De gustibus non est disputandum.

I've found javadocs enormously helpful when I was learning Java 20 years ago. But then again, I also like man pages and use them a lot.

If I'm looking for option "-e" of the test command, here's what I would do:

    $ man test

and then "/-e". Searching within a document is a commonly required skill in so many situations that I don't even think twice when applying it in man pages.

Of course, you could also just define a bash function for the functionality you're after like so:

    mano() {
        man "$1" | grep -A1 -- "$2"
    }

and then do

    $ mano test -e

or something along those lines.

That's full text search, not having directly the argument definition. If you search "-l" in "man ls", it will be only your 8th occurence.
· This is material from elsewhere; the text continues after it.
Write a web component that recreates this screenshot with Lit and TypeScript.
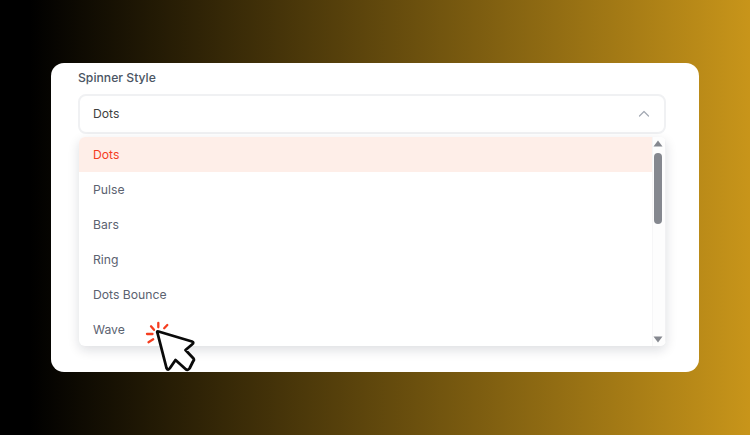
import { LitElement, html, css, svg } from "lit";
import { customElement } from "lit/decorators.js";

const OPTIONS = ["Dots", "Pulse", "Bars", "Ring", "Dots Bounce", "Wave"];

@customElement("app-root")
export class AppRoot extends LitElement {
  static styles = css`
    :host {
      display: flex;
      width: 750px;
      height: 435px;
      align-items: center;
      justify-content: center;
      position: relative;
      overflow: hidden;
      background: linear-gradient(90deg, #000 4%, #c8951a 100%);
      font-family: Inter, "Liberation Sans", sans-serif;
    }
    .card {
      box-sizing: border-box;
      width: 648px;
      height: 309px;
      background: #fff;
      border-radius: 13px;
      padding: 6px 33px 0 27px;
      display: flex;
      flex-direction: column;
    }
    .label {
      font-size: 12.2px;
      font-weight: 500;
      line-height: 18px;
      color: #4b5563;
      margin-bottom: 7px;
    }
    .select {
      box-sizing: border-box;
      height: 40px;
      border: 2px solid #f0f1f3;
      border-radius: 8px;
      display: flex;
      align-items: center;
      justify-content: space-between;
      padding: 0 14px 2px 13px;
      font-size: 12.2px;
      color: #3f3f3f;
      margin-bottom: 3px;
    }
    .chev { width: 12px; height: 8px; display: block; margin-top: 2px; }
    .menu {
      margin-left: 1px;
      height: 209px;
      border-radius: 6px;
      background: #fff;
      box-shadow: 0 4px 12px rgba(17, 24, 39, 0.14);
      display: flex;
      overflow: hidden;
    }
    .list { flex: 1; min-width: 0; }
    .item {
      height: 35px;
      display: flex;
      align-items: center;
      padding-left: 14px;
      font-size: 12.2px;
      color: #5b6270;
    }
    .item.active { background: #feeee8; color: #f53d1f; }
    .track {
      width: 14px;
      flex: none;
      box-sizing: border-box;
      border-left: 1px solid #f6f6f7;
      border-right: 1px solid #f1f1f3;
      background: #fdfdfd;
      display: flex;
      flex-direction: column;
      align-items: center;
      padding: 3px 2px 3px 0;
    }
    .arrow { width: 10px; height: 7px; display: block; flex: none; }
    .thumb {
      width: 8px;
      height: 71px;
      border-radius: 4px;
      background: #85888f;
      margin-top: 6px;
    }
    .spacer { flex: 1; }
    .cursor {
      position: absolute;
      left: 140px;
      top: 315px;
      width: 64px;
      height: 64px;
    }
  `;

  render() {
    return html`
      <div class="card">
        <div class="label">Spinner Style</div>
        <div class="select">
          <span>Dots</span>
          <svg class="chev" viewBox="0 0 12 8" fill="none" stroke="#a3a9b3" stroke-width="1.2" stroke-linecap="round" stroke-linejoin="round">
            <path d="M1.5 6 L6 1.5 L10.5 6" />
          </svg>
        </div>
        <div class="menu">
          <div class="list">
            ${OPTIONS.map(
              (o, i) => html`<div class="item ${i === 0 ? "active" : ""}">${o}</div>`
            )}
          </div>
          <div class="track">
            <svg class="arrow" viewBox="0 0 10 7"><path d="M5 0.5 L9.5 6.5 H0.5 Z" fill="#85888f" /></svg>
            <div class="thumb"></div>
            <div class="spacer"></div>
            <svg class="arrow" viewBox="0 0 10 7"><path d="M5 6.5 L9.5 0.5 H0.5 Z" fill="#85888f" /></svg>
          </div>
        </div>
      </div>
      <svg class="cursor" viewBox="0 0 64 64" fill="none">
        ${svg`
          <path d="M17.5 18 Q16.500 16 18.500 16.500 L52 26.500 Q54.500 27.500 52 29.500 L45.500 35 L53.500 43.500 Q54.500 45 53 46.500 L49.500 53.500 Q47.500 56 45.500 54 L35.500 45 L30 53 Q28 56 26.500 53 Z" fill="#fff" stroke="#0a0a0a" stroke-width="2.8" stroke-linejoin="round"/>
          <g stroke="#f53d1f" stroke-width="2.3" stroke-linecap="round">
            <path d="M18.300 8 L18.300 12.300" />
            <path d="M27.300 10 L24.200 13.200" />
            <path d="M11 11.300 L14 14.800" />
            <path d="M7 19 L12.500 19" />
            <path d="M8.500 27.200 L13.200 24.300" />
          </g>
        `}
      </svg>
    `;
  }
}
  • Sure, you're right, it's not the same thing. I just gave a simple example of something that's close, but I'm not even using a bash function like that myself. If I did, though, I guess the 8th occurrence wouldn't be so bad in my book, since the results can be scanned rather quickly.

    You could always make your function more clever, e.g.:

        function mano() {
            man "$1" | grep -A1 -- "$2\\b"
        }
    

    or

        function mano() {
            man "$1" | grep -A1 -- "$2  "
        }
    

    but most probably, you will still run into edge cases that won't work properly. For instance, only one of the two versions above still works with "test -e".

  • You can actually search for ' -l' (two spaces in front) and abuse the man layout engine to find the point at which the flag itself is defined. Makes the man pages a lot more useful in my opinion.